Below are the records; locate each line with the word "would" and copy it.

Dataset content →

• • • • • • •

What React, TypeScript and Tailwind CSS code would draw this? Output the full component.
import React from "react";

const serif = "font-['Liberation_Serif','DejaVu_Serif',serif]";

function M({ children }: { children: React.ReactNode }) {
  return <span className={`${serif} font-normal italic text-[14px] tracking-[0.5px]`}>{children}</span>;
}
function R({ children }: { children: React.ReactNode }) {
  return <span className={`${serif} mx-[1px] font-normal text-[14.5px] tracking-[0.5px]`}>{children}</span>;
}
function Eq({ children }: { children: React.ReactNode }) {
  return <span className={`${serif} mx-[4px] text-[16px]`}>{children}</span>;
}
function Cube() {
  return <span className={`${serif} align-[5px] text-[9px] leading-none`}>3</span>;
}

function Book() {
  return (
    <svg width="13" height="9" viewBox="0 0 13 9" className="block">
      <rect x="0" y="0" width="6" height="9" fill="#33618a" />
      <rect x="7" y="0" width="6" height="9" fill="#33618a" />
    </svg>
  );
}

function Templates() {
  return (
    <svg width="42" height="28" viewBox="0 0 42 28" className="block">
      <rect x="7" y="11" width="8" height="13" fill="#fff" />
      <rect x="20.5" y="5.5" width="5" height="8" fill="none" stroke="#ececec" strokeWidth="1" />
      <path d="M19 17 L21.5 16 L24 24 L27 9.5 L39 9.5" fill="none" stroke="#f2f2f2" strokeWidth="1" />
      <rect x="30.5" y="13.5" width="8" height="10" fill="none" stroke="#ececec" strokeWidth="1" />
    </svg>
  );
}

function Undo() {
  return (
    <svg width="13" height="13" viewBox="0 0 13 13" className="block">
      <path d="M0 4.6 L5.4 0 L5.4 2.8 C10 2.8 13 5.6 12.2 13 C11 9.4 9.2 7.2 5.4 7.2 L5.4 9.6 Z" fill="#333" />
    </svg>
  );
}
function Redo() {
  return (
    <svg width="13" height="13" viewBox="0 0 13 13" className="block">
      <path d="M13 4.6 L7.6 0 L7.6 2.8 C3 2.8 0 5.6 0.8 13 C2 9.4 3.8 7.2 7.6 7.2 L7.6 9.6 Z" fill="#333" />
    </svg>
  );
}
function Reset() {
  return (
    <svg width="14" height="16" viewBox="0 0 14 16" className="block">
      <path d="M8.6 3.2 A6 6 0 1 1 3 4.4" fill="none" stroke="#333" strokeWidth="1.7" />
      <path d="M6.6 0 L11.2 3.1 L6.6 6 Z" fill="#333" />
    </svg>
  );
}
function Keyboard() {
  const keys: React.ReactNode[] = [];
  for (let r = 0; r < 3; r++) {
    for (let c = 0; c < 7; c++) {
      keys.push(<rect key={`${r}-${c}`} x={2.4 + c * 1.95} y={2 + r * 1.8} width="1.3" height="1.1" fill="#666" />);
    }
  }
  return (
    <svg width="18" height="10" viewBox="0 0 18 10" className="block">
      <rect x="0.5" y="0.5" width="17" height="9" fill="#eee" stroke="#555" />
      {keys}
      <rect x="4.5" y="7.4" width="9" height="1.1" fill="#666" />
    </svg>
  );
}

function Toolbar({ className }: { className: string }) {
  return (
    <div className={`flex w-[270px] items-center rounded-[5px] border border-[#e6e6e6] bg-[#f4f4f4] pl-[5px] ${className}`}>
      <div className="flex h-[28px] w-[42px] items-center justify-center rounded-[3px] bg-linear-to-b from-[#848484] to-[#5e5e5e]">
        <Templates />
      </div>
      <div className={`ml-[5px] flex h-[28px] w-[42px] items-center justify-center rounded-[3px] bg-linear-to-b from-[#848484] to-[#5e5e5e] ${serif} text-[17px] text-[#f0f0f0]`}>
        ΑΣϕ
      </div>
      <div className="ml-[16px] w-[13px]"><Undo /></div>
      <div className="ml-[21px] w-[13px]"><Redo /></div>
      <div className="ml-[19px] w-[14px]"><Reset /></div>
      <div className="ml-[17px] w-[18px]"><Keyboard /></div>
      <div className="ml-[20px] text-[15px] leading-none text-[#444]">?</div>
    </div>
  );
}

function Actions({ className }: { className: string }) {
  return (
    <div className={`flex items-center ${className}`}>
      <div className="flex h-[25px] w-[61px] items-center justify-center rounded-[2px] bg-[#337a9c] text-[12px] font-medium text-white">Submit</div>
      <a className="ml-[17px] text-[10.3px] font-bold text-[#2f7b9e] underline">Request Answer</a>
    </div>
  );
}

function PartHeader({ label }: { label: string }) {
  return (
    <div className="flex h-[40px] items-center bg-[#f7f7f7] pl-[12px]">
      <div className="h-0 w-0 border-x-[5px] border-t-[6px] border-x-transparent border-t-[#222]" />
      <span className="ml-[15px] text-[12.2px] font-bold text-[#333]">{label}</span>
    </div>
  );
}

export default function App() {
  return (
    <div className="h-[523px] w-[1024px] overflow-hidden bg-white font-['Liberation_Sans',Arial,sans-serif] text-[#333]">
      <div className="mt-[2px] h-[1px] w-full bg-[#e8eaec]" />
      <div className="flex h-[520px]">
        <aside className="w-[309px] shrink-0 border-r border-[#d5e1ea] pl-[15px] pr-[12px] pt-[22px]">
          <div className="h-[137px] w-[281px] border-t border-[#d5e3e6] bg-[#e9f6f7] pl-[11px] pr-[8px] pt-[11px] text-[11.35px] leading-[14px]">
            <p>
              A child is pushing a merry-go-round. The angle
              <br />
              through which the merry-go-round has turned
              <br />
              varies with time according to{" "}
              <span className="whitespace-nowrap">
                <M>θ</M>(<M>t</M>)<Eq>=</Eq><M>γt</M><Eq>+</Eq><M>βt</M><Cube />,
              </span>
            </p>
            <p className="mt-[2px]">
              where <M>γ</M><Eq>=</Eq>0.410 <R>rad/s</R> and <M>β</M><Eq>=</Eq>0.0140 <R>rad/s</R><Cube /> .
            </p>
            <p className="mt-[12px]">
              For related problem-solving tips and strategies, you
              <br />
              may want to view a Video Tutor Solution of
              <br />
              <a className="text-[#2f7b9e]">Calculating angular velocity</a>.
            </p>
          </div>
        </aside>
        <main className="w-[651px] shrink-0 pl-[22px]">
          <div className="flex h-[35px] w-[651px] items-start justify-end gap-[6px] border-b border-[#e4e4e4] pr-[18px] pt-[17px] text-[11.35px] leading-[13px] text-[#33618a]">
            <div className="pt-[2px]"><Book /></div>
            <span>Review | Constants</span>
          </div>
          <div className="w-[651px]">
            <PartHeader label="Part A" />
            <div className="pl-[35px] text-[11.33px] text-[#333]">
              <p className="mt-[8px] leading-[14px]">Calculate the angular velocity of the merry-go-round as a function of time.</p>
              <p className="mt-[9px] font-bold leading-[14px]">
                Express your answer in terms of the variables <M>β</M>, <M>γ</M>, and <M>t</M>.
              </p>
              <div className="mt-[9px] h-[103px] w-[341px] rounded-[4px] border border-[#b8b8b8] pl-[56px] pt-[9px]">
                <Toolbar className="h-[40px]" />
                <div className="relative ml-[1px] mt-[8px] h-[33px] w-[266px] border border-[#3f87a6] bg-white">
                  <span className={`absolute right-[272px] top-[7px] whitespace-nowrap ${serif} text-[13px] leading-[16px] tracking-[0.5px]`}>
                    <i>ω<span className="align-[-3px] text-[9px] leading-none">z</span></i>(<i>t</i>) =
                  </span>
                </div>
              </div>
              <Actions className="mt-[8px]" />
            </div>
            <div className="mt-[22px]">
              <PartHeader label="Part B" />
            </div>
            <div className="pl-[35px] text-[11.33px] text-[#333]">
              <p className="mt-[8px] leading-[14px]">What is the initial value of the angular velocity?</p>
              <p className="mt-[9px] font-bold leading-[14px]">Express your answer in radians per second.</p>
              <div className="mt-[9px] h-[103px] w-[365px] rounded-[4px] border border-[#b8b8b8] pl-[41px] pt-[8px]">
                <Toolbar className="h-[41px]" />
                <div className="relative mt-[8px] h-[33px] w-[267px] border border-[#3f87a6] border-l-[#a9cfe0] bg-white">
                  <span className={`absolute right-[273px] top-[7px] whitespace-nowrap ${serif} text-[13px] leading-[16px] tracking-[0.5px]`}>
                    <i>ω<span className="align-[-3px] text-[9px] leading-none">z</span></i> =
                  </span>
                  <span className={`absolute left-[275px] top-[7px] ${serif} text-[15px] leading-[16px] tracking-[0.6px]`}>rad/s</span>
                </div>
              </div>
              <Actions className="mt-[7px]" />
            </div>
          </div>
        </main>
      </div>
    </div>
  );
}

• • • • • • •

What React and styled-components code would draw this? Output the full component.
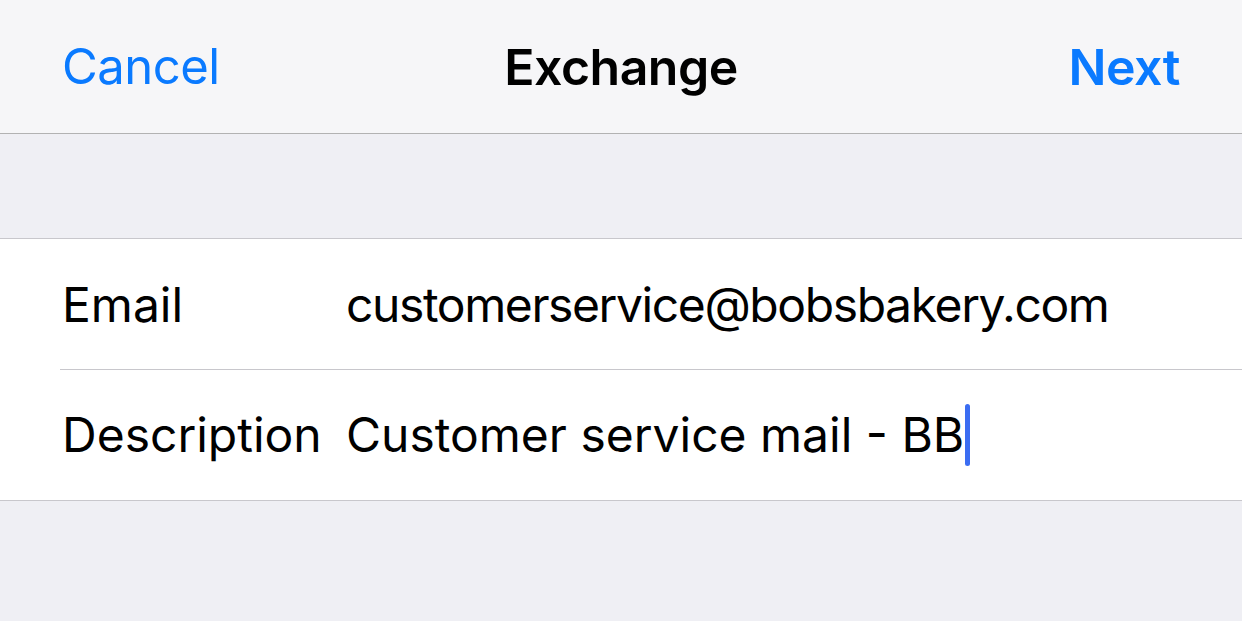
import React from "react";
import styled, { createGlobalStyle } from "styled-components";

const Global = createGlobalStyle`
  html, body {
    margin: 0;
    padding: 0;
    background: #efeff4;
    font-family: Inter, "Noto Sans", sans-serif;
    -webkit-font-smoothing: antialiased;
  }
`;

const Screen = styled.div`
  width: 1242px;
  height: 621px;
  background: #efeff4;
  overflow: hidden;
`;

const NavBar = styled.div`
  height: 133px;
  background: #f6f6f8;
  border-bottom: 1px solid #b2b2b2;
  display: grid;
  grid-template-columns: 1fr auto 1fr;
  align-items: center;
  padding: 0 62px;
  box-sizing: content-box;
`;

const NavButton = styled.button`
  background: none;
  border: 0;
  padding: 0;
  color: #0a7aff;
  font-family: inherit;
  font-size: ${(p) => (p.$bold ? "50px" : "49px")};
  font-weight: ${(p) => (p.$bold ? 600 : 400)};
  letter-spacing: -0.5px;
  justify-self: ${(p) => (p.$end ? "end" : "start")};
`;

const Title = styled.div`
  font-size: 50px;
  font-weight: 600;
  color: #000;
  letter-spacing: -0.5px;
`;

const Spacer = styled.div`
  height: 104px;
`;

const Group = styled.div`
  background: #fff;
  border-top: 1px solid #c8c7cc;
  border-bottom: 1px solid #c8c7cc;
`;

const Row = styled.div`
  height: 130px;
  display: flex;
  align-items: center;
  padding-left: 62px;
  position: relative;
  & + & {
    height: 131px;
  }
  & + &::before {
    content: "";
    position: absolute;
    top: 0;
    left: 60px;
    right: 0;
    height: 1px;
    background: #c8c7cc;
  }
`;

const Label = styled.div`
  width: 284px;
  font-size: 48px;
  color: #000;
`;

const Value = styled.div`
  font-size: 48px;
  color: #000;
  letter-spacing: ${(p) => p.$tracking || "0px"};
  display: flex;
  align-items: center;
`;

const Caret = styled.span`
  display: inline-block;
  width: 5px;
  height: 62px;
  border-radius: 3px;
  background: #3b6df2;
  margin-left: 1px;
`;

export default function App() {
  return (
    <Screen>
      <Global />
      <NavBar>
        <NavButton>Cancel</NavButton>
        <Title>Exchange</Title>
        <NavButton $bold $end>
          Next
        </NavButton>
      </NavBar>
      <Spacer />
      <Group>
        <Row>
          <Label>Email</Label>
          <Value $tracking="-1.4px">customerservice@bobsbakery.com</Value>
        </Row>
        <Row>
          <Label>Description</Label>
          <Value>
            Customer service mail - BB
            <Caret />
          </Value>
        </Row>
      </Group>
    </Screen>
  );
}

• • • • • • •

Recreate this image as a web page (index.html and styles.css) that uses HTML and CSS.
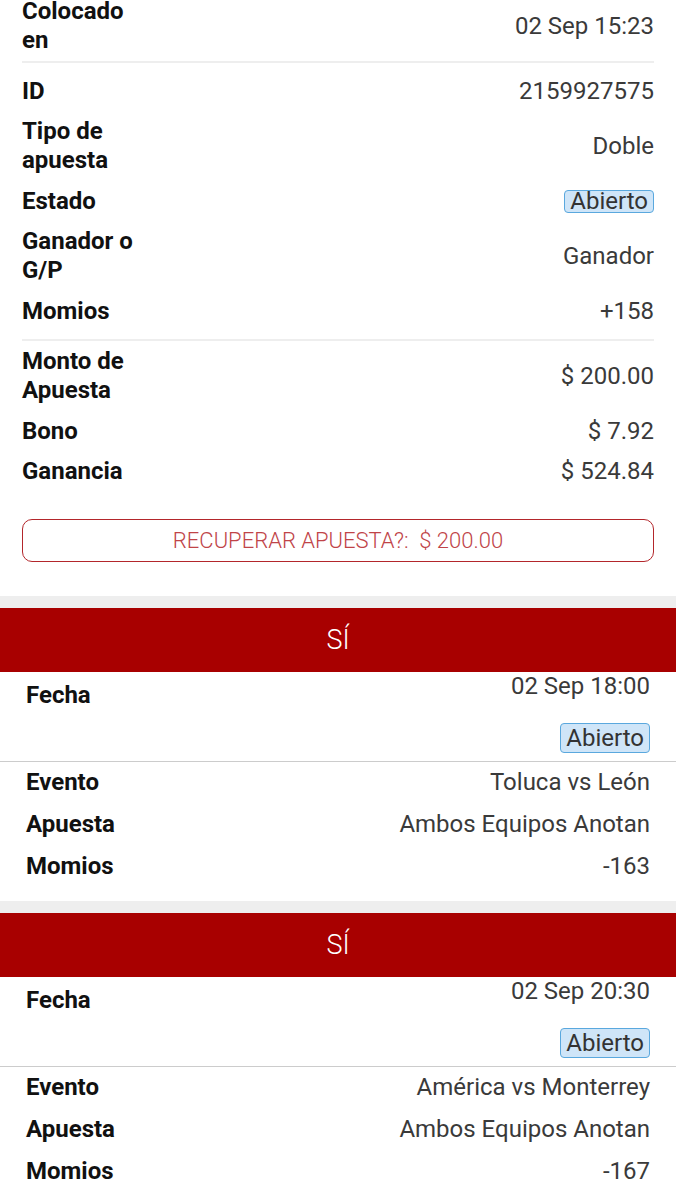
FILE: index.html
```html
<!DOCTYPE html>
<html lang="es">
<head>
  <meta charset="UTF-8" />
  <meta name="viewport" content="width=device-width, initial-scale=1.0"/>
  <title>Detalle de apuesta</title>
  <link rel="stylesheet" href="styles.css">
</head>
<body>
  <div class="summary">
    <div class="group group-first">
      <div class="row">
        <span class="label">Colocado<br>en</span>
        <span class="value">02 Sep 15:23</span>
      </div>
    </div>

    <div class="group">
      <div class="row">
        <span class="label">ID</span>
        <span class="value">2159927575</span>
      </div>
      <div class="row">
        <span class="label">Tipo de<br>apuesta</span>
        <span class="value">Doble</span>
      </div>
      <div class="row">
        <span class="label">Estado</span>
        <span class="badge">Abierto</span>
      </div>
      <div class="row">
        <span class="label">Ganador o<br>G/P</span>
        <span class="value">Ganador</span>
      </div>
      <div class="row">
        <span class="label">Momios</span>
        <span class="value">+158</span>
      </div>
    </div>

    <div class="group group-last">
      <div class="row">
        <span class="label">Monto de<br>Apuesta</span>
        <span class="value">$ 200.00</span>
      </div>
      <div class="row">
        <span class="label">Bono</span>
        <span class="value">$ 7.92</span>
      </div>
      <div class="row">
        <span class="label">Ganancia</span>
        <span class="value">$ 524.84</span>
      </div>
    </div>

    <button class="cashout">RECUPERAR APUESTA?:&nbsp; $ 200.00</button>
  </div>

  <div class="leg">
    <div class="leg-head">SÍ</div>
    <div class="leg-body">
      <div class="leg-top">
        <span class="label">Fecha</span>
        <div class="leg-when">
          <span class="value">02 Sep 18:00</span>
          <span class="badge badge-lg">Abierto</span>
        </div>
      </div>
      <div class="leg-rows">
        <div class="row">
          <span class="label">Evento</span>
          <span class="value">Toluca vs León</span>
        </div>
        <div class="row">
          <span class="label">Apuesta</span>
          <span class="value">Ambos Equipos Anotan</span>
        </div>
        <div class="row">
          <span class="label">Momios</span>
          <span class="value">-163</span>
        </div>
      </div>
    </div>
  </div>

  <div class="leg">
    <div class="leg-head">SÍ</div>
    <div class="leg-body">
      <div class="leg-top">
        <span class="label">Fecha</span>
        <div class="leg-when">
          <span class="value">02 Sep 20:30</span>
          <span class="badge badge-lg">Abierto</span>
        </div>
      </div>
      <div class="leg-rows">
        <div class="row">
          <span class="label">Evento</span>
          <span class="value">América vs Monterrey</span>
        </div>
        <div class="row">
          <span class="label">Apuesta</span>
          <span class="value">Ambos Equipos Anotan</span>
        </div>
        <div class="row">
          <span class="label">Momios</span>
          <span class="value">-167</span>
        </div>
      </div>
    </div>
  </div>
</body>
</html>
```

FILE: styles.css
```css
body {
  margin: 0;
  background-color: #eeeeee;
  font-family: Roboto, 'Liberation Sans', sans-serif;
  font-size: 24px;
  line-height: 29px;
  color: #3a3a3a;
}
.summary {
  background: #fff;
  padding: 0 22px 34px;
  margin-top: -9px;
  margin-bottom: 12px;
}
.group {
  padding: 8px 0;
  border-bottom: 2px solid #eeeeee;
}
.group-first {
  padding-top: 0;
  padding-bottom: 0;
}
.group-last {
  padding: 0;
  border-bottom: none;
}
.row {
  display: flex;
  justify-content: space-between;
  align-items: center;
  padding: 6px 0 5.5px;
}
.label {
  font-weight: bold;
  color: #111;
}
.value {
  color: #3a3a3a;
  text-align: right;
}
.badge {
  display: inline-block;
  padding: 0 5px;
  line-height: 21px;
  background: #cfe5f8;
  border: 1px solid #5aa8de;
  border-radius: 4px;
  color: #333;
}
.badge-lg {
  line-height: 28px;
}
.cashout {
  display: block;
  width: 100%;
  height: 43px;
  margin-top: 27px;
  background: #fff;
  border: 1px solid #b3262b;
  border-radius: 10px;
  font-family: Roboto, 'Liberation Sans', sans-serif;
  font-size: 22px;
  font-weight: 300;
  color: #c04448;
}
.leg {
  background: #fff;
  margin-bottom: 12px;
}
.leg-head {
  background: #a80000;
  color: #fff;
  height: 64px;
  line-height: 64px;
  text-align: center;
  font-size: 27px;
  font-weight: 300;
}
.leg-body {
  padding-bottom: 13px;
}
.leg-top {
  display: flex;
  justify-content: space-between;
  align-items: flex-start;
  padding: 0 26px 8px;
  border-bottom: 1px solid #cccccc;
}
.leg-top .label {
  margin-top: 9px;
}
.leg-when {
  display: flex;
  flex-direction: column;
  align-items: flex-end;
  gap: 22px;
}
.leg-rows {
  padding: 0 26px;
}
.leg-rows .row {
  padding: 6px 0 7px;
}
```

• • • • • • •

The result →
What React, TypeScript and Tailwind CSS code would draw this? Output the full component.
What React and styled-components code would draw this? Output the full component.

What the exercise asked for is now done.